Gli spazi liminali, le loro architetture brutaliste e brutalizzanti, materializzano la condizione psicologica dei personaggi, dando motivazione al loro desiderio di muoversi, senza doverlo spiegare a parole.
Matteo Garrone riprende il concetto situazionista di “psicogeografia” e lo motiva narrativamente. I protagonisti dei suoi film non possono stare fermi perché la bruttura generale che li circonda (o è dentro loro), genera in loro un’ansia esistenziale, spingendoli a ricercare la bellezza.
Un viaggio pericoloso
Una volta incontrata, questa abbaglia in un singolo istante il/la protagonista, che inizia il suo viaggio per inseguire quella splendida illusione. Un fattore scatenante tipico della fiaba, calato in contesti reali e tangibili (L’imbalsamatore, Primo Amore, Estate Romana, Dogman) oppure direttamente fiabeschi nel caso di Il Racconti Dei Racconti o Pinocchio.
Così Peppino si invaghisce di Valerio perché è tutto quello che non è lui stesso: alto, bello, forte. Valerio a sua volta viene affascinato dalla bellezza di Deborah e dal desiderio di mettere su famiglia con lei. I due giovani dovranno porre fine al sogno di Peppino insieme alla sua vita per realizzare il loro.

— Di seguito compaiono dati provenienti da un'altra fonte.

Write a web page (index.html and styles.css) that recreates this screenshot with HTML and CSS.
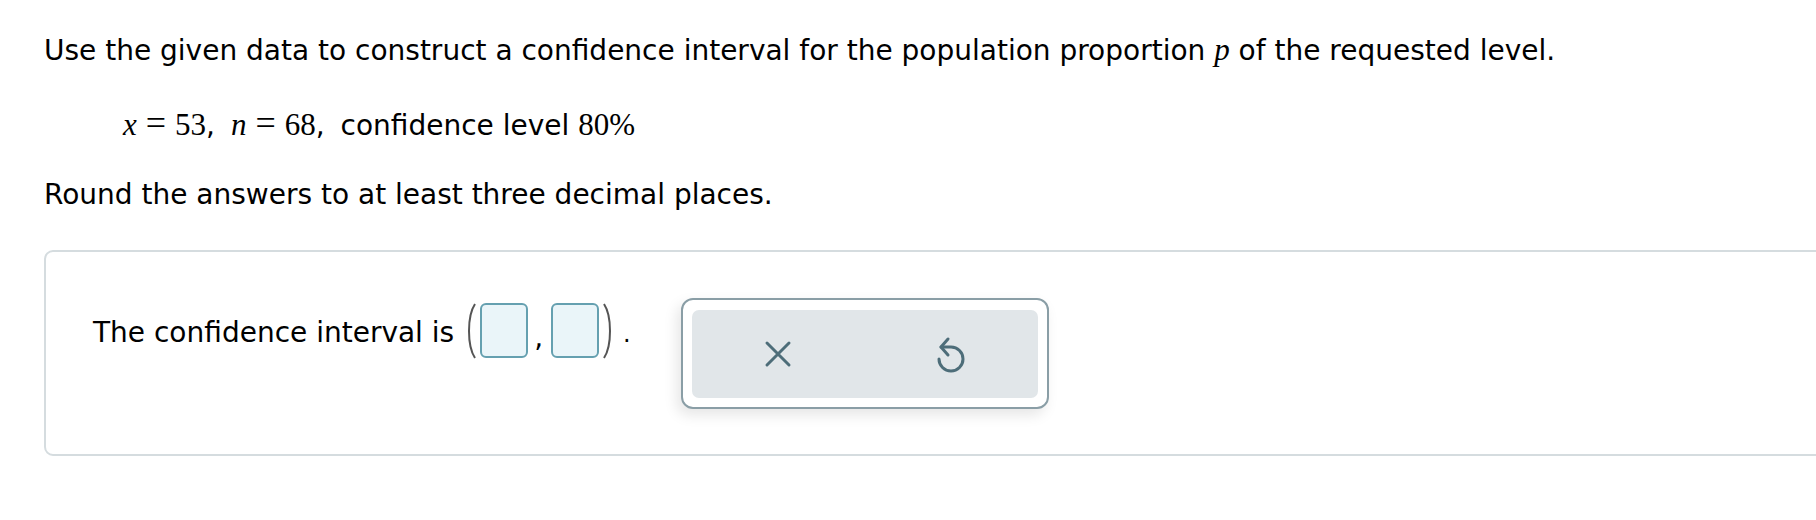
FILE: index.html
```
<!DOCTYPE html>
<html>
<head>
<meta charset="utf-8">
<link rel="stylesheet" href="styles.css">
</head>
<body>
<div class="page">
  <p class="line l1">Use the given data to construct a confidence interval for the population proportion <i class="m">p</i> of the requested level.</p>
  <p class="line l2"><span class="m"><i>x</i><span class="eq">=</span>53</span><span class="sep">,</span> <span class="m"><i>n</i><span class="eq">=</span>68</span><span class="sep">,</span> confidence level <span class="m">80%</span></p>
  <p class="line l3">Round the answers to at least three decimal places.</p>
  <div class="card">
    <div class="answer">
      <span class="label">The confidence interval is</span>
      <svg class="paren" width="14" height="58" viewBox="0 0 14 58"><path d="M11 2 C3 14 3 44 11 56" fill="none" stroke="#555" stroke-width="2"/></svg>
      <span class="box"></span>
      <span class="comma">,</span>
      <span class="box"></span>
      <svg class="paren" width="14" height="58" viewBox="0 0 14 58"><path d="M3 2 C11 14 11 44 3 56" fill="none" stroke="#555" stroke-width="2"/></svg>
      <span class="dot">.</span>
    </div>
    <div class="panel">
      <div class="tools">
        <div class="tool">
          <svg width="28" height="28" viewBox="0 0 28 28"><path d="M3 3 L25 25 M25 3 L3 25" stroke="#4d6d79" stroke-width="3" stroke-linecap="round" fill="none"/></svg>
        </div>
        <div class="tool">
          <svg width="30" height="38" viewBox="0 0 30 38"><path d="M5 12 H15 A12 12 0 1 1 3 24" stroke="#4d6d79" stroke-width="3" stroke-linecap="round" stroke-linejoin="round" fill="none"/><path d="M12 4 L5 12 L12 20" stroke="#4d6d79" stroke-width="3" stroke-linecap="round" stroke-linejoin="round" fill="none"/></svg>
        </div>
      </div>
    </div>
  </div>
</div>
</body>
</html>
```
FILE: styles.css
```
html, body {
  margin: 0;
  padding: 0;
  background: #fff;
  overflow: hidden;
}
.page {
  padding: 31px 0 0 44px;
  font-family: "DejaVu Sans", Verdana, sans-serif;
  font-size: 28px;
  color: #000;
}
.line {
  margin: 0;
  line-height: 40px;
  white-space: nowrap;
}
.m {
  font-family: "Liberation Serif", "Times New Roman", serif;
}
i.m, .m i {
  font-style: italic;
}
.l1 i.m {
  font-size: 31px;
  line-height: 0;
}
.l2 {
  margin-top: 35px;
  padding-left: 79px;
  height: 40px;
}
.l2 .m {
  font-size: 31px;
  line-height: 0;
}
.eq {
  font-size: 36px;
  line-height: 0;
  margin: 0 9px;
}
.sep {
  margin-right: 7px;
}
.l3 {
  margin-top: 29px;
}
.card {
  margin-top: 35px;
  box-sizing: border-box;
  width: calc(100% + 20px);
  height: 206px;
  border: 2px solid #d5dcdf;
  border-radius: 9px;
  padding: 46px 0 0 47px;
  display: flex;
  align-items: flex-start;
}
.answer {
  margin-top: 5px;
  height: 55px;
  display: flex;
  align-items: center;
}
.label {
  margin-right: 10px;
  margin-top: 4px;
}
.paren {
  display: block;
}
.box {
  display: block;
  box-sizing: border-box;
  width: 48px;
  height: 55px;
  border: 2px solid #65a0b0;
  border-radius: 6px;
  background: #eaf5f9;
  margin: 0 2px;
}
.comma {
  align-self: flex-end;
  margin: 0 6px 0 4px;
  line-height: 40px;
}
.dot {
  margin-left: 8px;
  font-size: 24px;
  margin-top: 6px;
}
.panel {
  margin-left: 50px;
  box-sizing: border-box;
  width: 368px;
  height: 111px;
  border: 2px solid #8a9ea6;
  border-radius: 12px;
  padding: 10px 9px 9px 9px;
  background: #fff;
  box-shadow: -4px 6px 14px rgba(0, 0, 0, 0.10);
}
.tools {
  height: 100%;
  border-radius: 7px;
  background: #e1e6e9;
  display: flex;
}
.tool {
  flex: 1;
  display: flex;
  align-items: center;
  justify-content: center;
}
```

Marcello ha un complesso di inferiorità nei confronti di Simone, ma inconsciamente lo ammira e vorrebbe essere capace come lui di farsi rispettare. Questo si vede nella scena seguente alla sua uscita dal carcere, dove cerca di atteggiarsi a bullo per avere i soldi indietro da lui, ma fallendo miseramente. Il punto di svolta di Dogman sta nella purezza di sua figlia Alida, che facendo leva sulla tenerezza paterna di Marcello verso lei e i cani, lo spingerà a cercare di liberarsi del rivale uccidendolo.
In Pinocchio (2019), il burattino di legno capirà finalmente di voler diventare umano e di prendersi cura del suo babbo, solamente dopo aver visto in tutta la sua bellezza eterea la Fata Turchina cresciuta. Gli ambienti polverosi e poveri del paese dove Geppetto lo ha scolpito, sono antitetici al paesaggio bucolico della casa dove vanno a vivere insieme dopo essere sfuggiti alla balena. Se in un primo momento era stato Geppetto a prendersi cura del figlio, ora che lui è divenuto un vero bambino e compreso l’empatia umana, Pinocchio è divenuto il bastone della vecchiaia di suo padre.

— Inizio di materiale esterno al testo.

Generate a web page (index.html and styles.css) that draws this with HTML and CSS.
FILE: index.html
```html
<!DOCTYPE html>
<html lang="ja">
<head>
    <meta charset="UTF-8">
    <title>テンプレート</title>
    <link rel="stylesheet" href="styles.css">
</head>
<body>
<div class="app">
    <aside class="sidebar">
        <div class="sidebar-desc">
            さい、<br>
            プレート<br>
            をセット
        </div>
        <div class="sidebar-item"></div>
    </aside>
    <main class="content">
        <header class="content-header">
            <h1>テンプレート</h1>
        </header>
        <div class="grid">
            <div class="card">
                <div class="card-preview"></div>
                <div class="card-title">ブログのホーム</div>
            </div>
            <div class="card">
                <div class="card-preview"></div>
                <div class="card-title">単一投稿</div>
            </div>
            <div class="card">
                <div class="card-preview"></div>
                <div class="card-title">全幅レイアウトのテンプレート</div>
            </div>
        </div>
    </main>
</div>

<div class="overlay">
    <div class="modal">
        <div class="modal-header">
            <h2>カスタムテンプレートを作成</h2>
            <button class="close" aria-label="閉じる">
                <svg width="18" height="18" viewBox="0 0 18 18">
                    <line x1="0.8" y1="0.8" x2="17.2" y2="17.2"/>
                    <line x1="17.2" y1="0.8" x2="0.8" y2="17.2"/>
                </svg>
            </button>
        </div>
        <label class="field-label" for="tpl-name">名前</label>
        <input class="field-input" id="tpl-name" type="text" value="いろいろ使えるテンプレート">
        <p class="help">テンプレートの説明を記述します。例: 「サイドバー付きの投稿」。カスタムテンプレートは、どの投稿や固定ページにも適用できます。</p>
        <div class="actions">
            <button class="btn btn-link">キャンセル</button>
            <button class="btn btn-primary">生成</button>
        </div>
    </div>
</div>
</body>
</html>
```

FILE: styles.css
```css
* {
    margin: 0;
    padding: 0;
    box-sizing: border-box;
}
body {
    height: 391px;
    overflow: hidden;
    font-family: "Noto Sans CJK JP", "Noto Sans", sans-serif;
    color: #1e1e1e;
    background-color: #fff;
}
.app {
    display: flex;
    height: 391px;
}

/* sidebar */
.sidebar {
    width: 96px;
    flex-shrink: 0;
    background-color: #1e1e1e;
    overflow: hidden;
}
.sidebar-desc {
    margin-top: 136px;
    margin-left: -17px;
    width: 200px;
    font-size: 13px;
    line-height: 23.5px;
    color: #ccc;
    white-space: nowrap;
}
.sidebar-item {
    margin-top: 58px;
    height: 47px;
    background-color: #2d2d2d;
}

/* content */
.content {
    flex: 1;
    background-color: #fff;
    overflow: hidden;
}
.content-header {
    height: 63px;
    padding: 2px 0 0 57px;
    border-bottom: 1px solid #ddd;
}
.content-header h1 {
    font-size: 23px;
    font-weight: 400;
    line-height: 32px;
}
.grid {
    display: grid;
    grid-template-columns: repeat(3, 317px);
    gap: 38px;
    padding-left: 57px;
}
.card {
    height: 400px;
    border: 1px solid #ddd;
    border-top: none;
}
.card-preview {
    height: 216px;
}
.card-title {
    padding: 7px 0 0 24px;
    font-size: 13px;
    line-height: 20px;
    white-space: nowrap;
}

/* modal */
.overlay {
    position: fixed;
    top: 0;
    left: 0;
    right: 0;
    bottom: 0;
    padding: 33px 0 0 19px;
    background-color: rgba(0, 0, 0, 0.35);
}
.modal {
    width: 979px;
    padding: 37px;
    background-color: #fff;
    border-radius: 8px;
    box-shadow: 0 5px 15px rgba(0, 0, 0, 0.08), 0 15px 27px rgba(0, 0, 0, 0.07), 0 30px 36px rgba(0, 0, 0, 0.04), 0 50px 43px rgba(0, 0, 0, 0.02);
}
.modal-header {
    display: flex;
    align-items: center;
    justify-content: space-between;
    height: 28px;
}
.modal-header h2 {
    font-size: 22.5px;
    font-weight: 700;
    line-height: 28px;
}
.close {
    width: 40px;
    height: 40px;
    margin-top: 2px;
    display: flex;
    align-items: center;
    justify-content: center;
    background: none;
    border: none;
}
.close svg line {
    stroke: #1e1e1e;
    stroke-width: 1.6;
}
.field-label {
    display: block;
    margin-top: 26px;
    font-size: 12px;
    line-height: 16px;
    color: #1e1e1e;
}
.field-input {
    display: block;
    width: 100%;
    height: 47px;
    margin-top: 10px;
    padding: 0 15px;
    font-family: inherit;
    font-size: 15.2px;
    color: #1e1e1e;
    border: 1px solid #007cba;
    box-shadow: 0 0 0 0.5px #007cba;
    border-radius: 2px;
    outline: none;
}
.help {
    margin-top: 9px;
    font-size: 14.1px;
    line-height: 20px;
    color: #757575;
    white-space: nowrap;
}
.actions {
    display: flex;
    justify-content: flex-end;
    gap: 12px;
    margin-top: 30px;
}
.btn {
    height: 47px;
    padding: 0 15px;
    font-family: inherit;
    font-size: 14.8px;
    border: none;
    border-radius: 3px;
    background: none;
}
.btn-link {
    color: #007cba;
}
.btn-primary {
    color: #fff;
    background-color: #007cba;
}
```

Corpo come mappa del viaggio
Come abbiamo visto, le differenze fisiche (e quindi l’apparenza esteriore in contrasto con la persona), sono veicolo della bellezza e quindi del viaggio nei film di Garrone.
Il suo cinema è corporeo, sensibile e materiale. La metamorfosi è la bussola che ci permette di capire a quale punto del viaggio siamo arrivati.
Le due sorelle (Racconto Dei Racconti) sono anziane e zitelle all’inizio della storia, una di loro diventa giovane grazie alla magia di una strega, e quindi può divenire sposa del re. L’altra ricorrerà a una misura estrema per cercare di imitarla, finendo soltanto per morire. Questa a sua volta, ritornerà al punto di partenza ritornando vecchia, a causa del senso di colpa per averla abbandonata.
Sonia (Primo Amore) viene costretta a dimagrire per cercare di piacere a Vittorio. Pinocchio è una storia interamente basata sulle trasfigurazioni corporee del protagonista.
Si può notare come le trasformazioni con connotati dolorosi, siano quelle che portano i personaggi a cambiare.
Solo dopo essere diventata uno scheletro vivente, Sonia comprende quanto sia tossica la sua relazione con Vittorio. Dopo che sua sorella si è fatta scorticare, Dora ritorna a essere la vera sé. Solo dopo che il suo volto è stato tumefatto dai pugni di Simone, Marcello trova il coraggio di ideare un piano per ucciderlo.
Il dolore è catarsi, ma anche lo spettatore deve sentirlo appieno per fare parte della storia. Da qui, la preferenza per la camera a mano in non poche di questi film (Gomorra, Dogman e Primo Amore in primis), col suo sguardo ondulatorio e nevrotico. Essa aumenta il grado di partecipazione di chi vede, personificando le immagini come se fossero la soggettiva di uno spettatore agli eventi, dentro la scena ma terzo ad essi.